Suka 'Nge-Stalk' di Media Sosial? Waspada ya!

ardipedia.com – Coba jujur, seberapa sering sih kamu dalam seminggu ngebuka profil media sosial seseorang—bisa teman, mantan, gebetan, kolega, atau bahkan orang asing—terus scroll jauh ke bawah buat lihat postingan-postingan lawas mereka? Gue yakin, banyak dari kita ngelakuin ini tanpa sadar, entah pas lagi iseng atau emang lagi penasaran banget. Kebiasaan ini, yang sering kita sebut 'nge-stalk' di media sosial, udah jadi bagian tak terpisahkan dari interaksi digital kita sehari-hari.

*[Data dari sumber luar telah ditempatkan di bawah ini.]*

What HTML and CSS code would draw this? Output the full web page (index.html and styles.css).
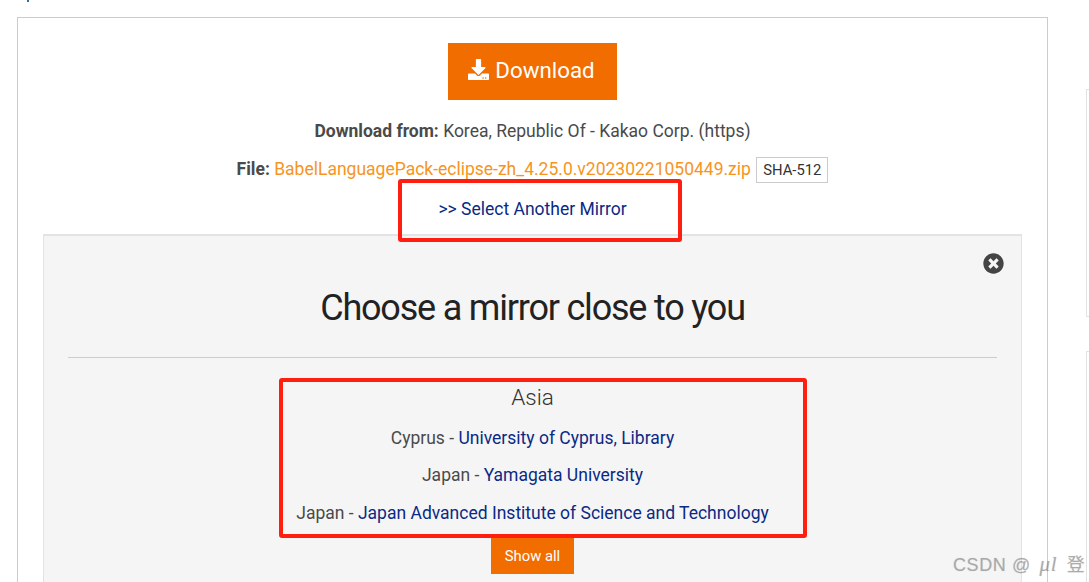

Di tahun ini, di mana informasi gampang banget diakses, budaya 'nge-stalk' ini makin merajalela. Ini bukan cuma sekadar kepo biasa, lho. 'Nge-stalk' di media sosial bisa jadi kebiasaan diam-diam yang punya dampak gede banget, baik buat si 'penguntit' maupun si 'diuntit'. Meskipun sering dianggap enteng atau cuma iseng, di balik itu, perilaku ini bisa memicu berbagai masalah psikologis, sosial, bahkan etika yang harus kita perhatiin.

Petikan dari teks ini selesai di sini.